The street takes its name from Ponciano de Olivares, keeper of the royal hunting preserve that once occupied this land on the north-western outskirts of Madrid. The name, passed down by Pedro de Répide in his Calles de Madrid, keeps only the man’s first name, which for centuries caused confusion with the 19th-century sculptor Ponciano Ponzano —⁠creator of the lions at Congress⁠— a coincidence of names with no family tie or honorary intent.

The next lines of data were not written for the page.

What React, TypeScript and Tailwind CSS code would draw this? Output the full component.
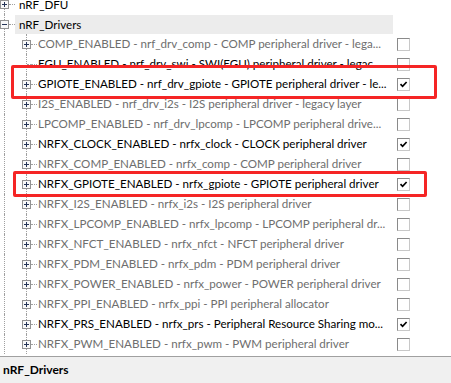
import React from 'react';

type Item = { label: string; gray?: boolean; checked?: boolean; leaf?: boolean };

const items: Item[] = [
  { label: 'COMP_ENABLED - nrf_drv_comp - COMP peripheral driver - lega...', gray: true },
  { label: 'EGU_ENABLED - nrf_drv_swi - SWI(EGU) peripheral driver - legac...', leaf: true },
  { label: 'GPIOTE_ENABLED - nrf_drv_gpiote - GPIOTE peripheral driver - le...', checked: true },
  { label: 'I2S_ENABLED - nrf_drv_i2s - I2S peripheral driver - legacy layer', gray: true },
  { label: 'LPCOMP_ENABLED - nrf_drv_lpcomp - LPCOMP peripheral drive...', gray: true },
  { label: 'NRFX_CLOCK_ENABLED - nrfx_clock - CLOCK peripheral driver', checked: true },
  { label: 'NRFX_COMP_ENABLED - nrfx_comp - COMP peripheral driver', gray: true },
  { label: 'NRFX_GPIOTE_ENABLED - nrfx_gpiote - GPIOTE peripheral driver', checked: true },
  { label: 'NRFX_I2S_ENABLED - nrfx_i2s - I2S peripheral driver', gray: true },
  { label: 'NRFX_LPCOMP_ENABLED - nrfx_lpcomp - LPCOMP peripheral dr...', gray: true },
  { label: 'NRFX_NFCT_ENABLED - nrfx_nfct - NFCT peripheral driver', gray: true },
  { label: 'NRFX_PDM_ENABLED - nrfx_pdm - PDM peripheral driver', gray: true },
  { label: 'NRFX_POWER_ENABLED - nrfx_power - POWER peripheral driver', gray: true },
  { label: 'NRFX_PPI_ENABLED - nrfx_ppi - PPI peripheral allocator', gray: true },
  { label: 'NRFX_PRS_ENABLED - nrfx_prs - Peripheral Resource Sharing mo...', checked: true },
  { label: 'NRFX_PWM_ENABLED - nrfx_pwm - PWM peripheral driver', gray: true },
];

const Expander = ({ minus = false }: { minus?: boolean }) => (
  <svg width="9" height="9" viewBox="0 0 9 9" className="relative">
    <rect x="0.5" y="0.5" width="8" height="8" fill="#f8f8f8" stroke="#929292" />
    <path d="M2 4.5h5" stroke="#243456" />
    {!minus && <path d="M4.5 2v5" stroke="#243456" />}
  </svg>
);

const Checkbox = ({ checked }: { checked?: boolean }) => (
  <div className="ml-[5px] flex h-[13px] w-[13px] items-center justify-center border border-[#8a8a8a] border-r-[#c8c8c8] border-b-[#c8c8c8] bg-white">
    {checked && (
      <svg width="9" height="9" viewBox="0 0 9 9">
        <path d="M1.5 4.2 L3.6 6.3 L7.6 2" fill="none" stroke="#000" strokeWidth="1.7" />
      </svg>
    )}
  </div>
);

const TopRow = ({ label, minus, active }: { label: string; minus?: boolean; active?: boolean }) => (
  <div className="flex h-[20px] items-center">
    <div className="relative flex h-full w-[9px] items-center">
      <div className="absolute left-[4px] top-0 h-full border-l border-dotted border-[#a0a0a0]" />
      <Expander minus={minus} />
    </div>
    <div className="w-[6px] border-t border-dotted border-[#a0a0a0]" />
    <div className={`mt-[1px] flex h-[19px] w-[378px] items-center pl-[4px] text-black ${active ? 'bg-[#ececec]' : ''}`}>
      {label}
    </div>
  </div>
);

const ChildRow = ({ item }: { item: Item }) => (
  <div className="flex h-[20px] items-center">
    <div className="h-full w-[22px] pl-[4px]">
      <div className="h-full border-l border-dotted border-[#a0a0a0]" />
    </div>
    <div className="relative flex h-full w-[9px] items-center">
      <div className="absolute left-[4px] top-0 h-full border-l border-dotted border-[#a0a0a0]" />
      {item.leaf ? (
        <div className="ml-[5px] w-[4px] border-t border-dotted border-[#a0a0a0]" />
      ) : (
        <Expander />
      )}
    </div>
    <div className="mr-[1px] w-[6px] border-t border-dotted border-[#a0a0a0]" />
    <div className={`w-[354px] overflow-hidden whitespace-nowrap ${item.gray ? 'text-[#6e6e6e]' : 'text-black'}`}>
      {item.label}
    </div>
    <Checkbox checked={item.checked} />
  </div>
);

export default function App() {
  return (
    <div className="flex h-[383px] w-[451px] flex-col bg-white text-[11.6px] font-['Lato','Liberation_Sans',sans-serif]">
      <div className="relative h-[356px] overflow-hidden">
        <div className="-mt-[6px]">
          <TopRow label="nRF_DFU" />
          <TopRow label="nRF_Drivers" minus active />
          {items.map((it) => (
            <ChildRow key={it.label} item={it} />
          ))}
        </div>
        <div className="absolute left-[11px] top-[65px] h-[34px] w-[426px] rounded-[2px] border-[3px] border-[#f52525]" />
        <div className="absolute left-[13px] top-[171px] h-[26px] w-[414px] rounded-[2px] border-[3px] border-[#f52525]" />
      </div>
      <div className="flex h-[27px] items-center border-t border-[#a0a0a0] bg-[#f0f0f0] px-[3px] text-[12px] font-bold text-black">
        nRF_Drivers
      </div>
    </div>
  );
}
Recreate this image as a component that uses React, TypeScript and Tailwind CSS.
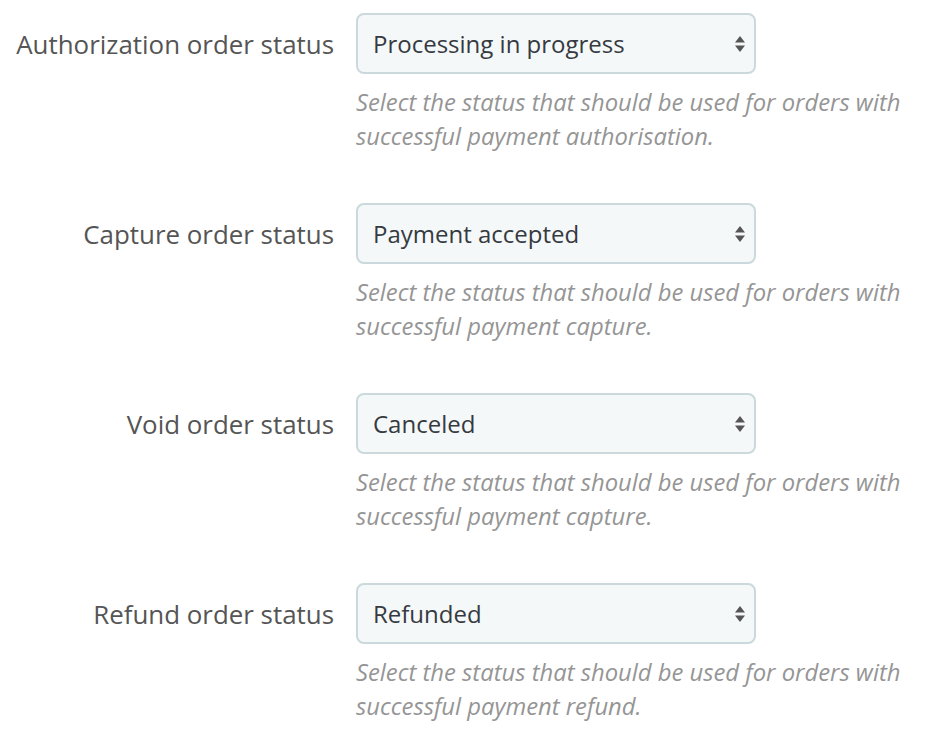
import React from "react";

const rows = [
  {
    label: "Authorization order status",
    value: "Processing in progress",
    help: "Select the status that should be used for orders with successful payment authorisation.",
  },
  {
    label: "Capture order status",
    value: "Payment accepted",
    help: "Select the status that should be used for orders with successful payment capture.",
  },
  {
    label: "Void order status",
    value: "Canceled",
    help: "Select the status that should be used for orders with successful payment capture.",
  },
  {
    label: "Refund order status",
    value: "Refunded",
    help: "Select the status that should be used for orders with successful payment refund.",
  },
];

function SortArrows() {
  return (
    <svg width="12" height="18" viewBox="0 0 12 18" className="shrink-0">
      <path d="M6 1 L11 7.5 L1 7.5 Z" fill="#555" />
      <path d="M6 17 L11 10.5 L1 10.5 Z" fill="#555" />
    </svg>
  );
}

export default function App() {
  return (
    <div
      className="w-[934px] h-[746px] bg-white pt-[13px]"
      style={{ fontFamily: '"Open Sans", "Noto Sans", sans-serif' }}
    >
      <div className="flex flex-col gap-[50px]">
        {rows.map((row) => (
          <div key={row.label} className="flex">
            <div className="w-[334px] h-[63px] flex items-center justify-end text-[25.9px] text-[#555555] whitespace-nowrap">
              {row.label}
            </div>
            <div className="ml-[22px] flex flex-col">
              <div className="w-[400px] h-[61px] rounded-[8px] border-2 border-[#cbd9dd] bg-[#f5f8f9] flex items-center justify-between pl-[15px] pr-[8px] text-[24px] text-[#363a41]">
                <span>{row.value}</span>
                <SortArrows />
              </div>
              <p className="mt-[11px] w-[575px] text-[23.8px] leading-[34px] italic text-[#959595]">
                {row.help}
              </p>
            </div>
          </div>
        ))}
      </div>
    </div>
  );
}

A narrow street in the Universidad district, right in Conde Duque, Calle de Ponciano begins at Calle de San Bernardino and ends a few metres later at Travesía del Conde Duque. It is one of the minor lines in the grid laid out north-west of the wall when Philip V expanded the town. Hard to imagine today, but this land was for centuries a royal hunting wood. In 1566 the Franciscan convent of San Bernardino was founded there, so far from the centre it does not even appear on Texeira’s 1656 map. From that convent the neighbouring street to the north, the old Calle de San Bernardino, took its name. The current name was set on 1 November 1835, in the Marquis of Pontejos’s great renaming reform. And here the ear can mislead. Anyone reading Ponciano will think of Calle de Ponzano, which does owe its name to the sculptor Ponciano Ponzano, creator of the reliefs at Congress. The two streets have nothing to do with each other: they share only a phonetic echo.

Its names

  • Calle de San Bernardino (tramo)c. 1656
  • Calle de Ponciano1 de noviembre de 1835
Sources (7)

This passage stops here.